Conditions That Shorten Oil Life
Many real-world operating scenarios quickly degrade the oil, making the standard mileage recommendations an absolute maximum that should not be exceeded. Frequent short trips, for instance, prevent the engine from reaching its full operating temperature. When the engine is cold, moisture and uncombusted fuel can condense in the crankcase, contaminating the oil and accelerating the depletion of its protective additives.
Excessive idling is another factor that significantly reduces oil life, as it contributes to a high concentration of soot accumulation. Modern diesel engines, especially those with Exhaust Gas Recirculation (EGR) systems, force more soot into the oil, and without the sustained heat of highway driving, the soot particles do not fully burn off. This increased soot load can cause the lubricant to thicken, potentially leading to oil starvation and abrasive wear.

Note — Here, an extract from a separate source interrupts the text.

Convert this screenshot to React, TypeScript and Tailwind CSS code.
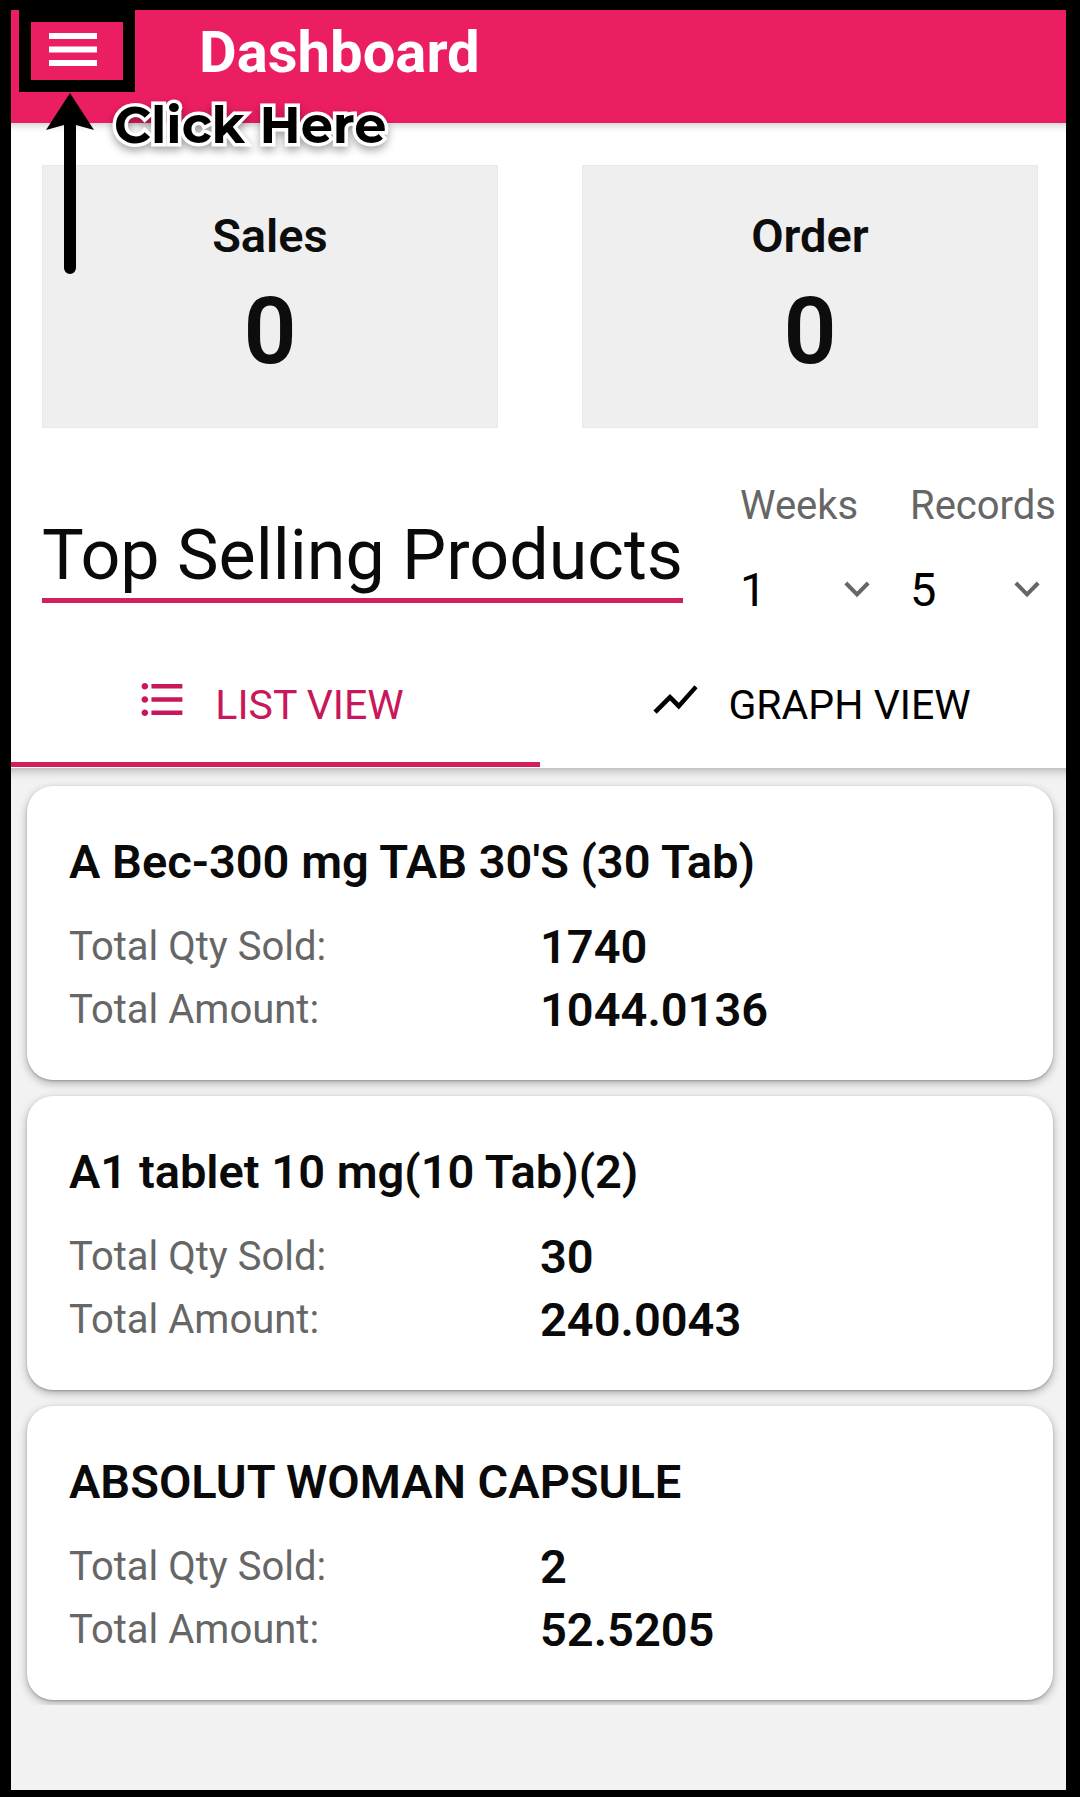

Furthermore, consistently operating the engine under heavy load, such as towing at or near the vehicle’s maximum capacity, puts intense thermal stress on the oil. High temperatures accelerate the oil’s oxidation, which breaks down the base oil and the additive package much faster than normal. Driving in extremely dusty or cold climates also constitutes severe duty, introducing contaminants like dirt or increasing the risk of condensation and acid formation, forcing the oil change interval to be reduced to the lower end of the recommended spectrum, sometimes between 3,000 and 5,000 miles.
The Role of Diesel Oil Specifications
The quality and formulation of the oil have a direct impact on how long it can safely remain in the engine. Synthetic diesel oils, constructed from highly refined base stocks, offer enhanced thermal stability and better resistance to breakdown compared to conventional oils. This superior resistance to oxidation and thermal stress often allows synthetic oils to safely maintain their protective properties for longer intervals, provided the manufacturer approves the extension.
For modern diesel engines, the American Petroleum Institute (API) service classifications are a critical indicator of oil quality, with current specifications being CK-4 and FA-4. API CK-4 oils offer significant improvements over older standards like CJ-4, providing better protection against wear and oxidation while remaining compatible with older diesel engines. API FA-4 oils are a separate category designed for improved fuel efficiency in specific newer engines, utilizing a lower high-temperature, high-shear (HTHS) viscosity.
A primary function of diesel oil is acid neutralization, measured by the Total Base Number (TBN). The TBN indicates the reserve alkalinity in the oil’s additive package, which buffers the corrosive acids formed during combustion. Modern CK-4 and FA-4 oils feature enhanced TBN retention, meaning they maintain this neutralizing capacity for longer periods. Selecting an oil with the correct API rating is necessary to ensure the lubricant can handle the engine’s acid and soot load for the full intended interval.
Using Oil Analysis to Optimize Changes
For those seeking the most accurate determination of oil life, a used oil analysis provides a scientific assessment of the lubricant’s actual condition. This process involves sending a small sample of used oil to a laboratory for testing, which provides data on the oil’s remaining protective capacity and the presence of harmful contaminants. The analysis kit allows the user to gather the sample and submit it for a detailed breakdown of its chemical properties.
One of the most important metrics reported is the Total Base Number (TBN), which tracks the oil’s remaining ability to neutralize acids. The oil should be changed when the TBN drops to a specified threshold, often cited as 50% or 40% of its original value, or when it approaches the Total Acid Number (TAN). Another key test is the soot load percentage, which measures the amount of unburned carbon solids suspended in the oil.
Excessive soot load, typically exceeding 2.0% for a cautionary warning or 5-8% for a critical limit, indicates that the oil’s dispersant additives are failing to keep the particles separated. Oil analysis also checks for wear metals, fuel dilution, and viscosity changes, providing a comprehensive report on both the oil and the engine’s health. This data-driven approach allows vehicle owners to safely extend or shorten their drain intervals based on how their specific engine and driving habits are affecting the oil.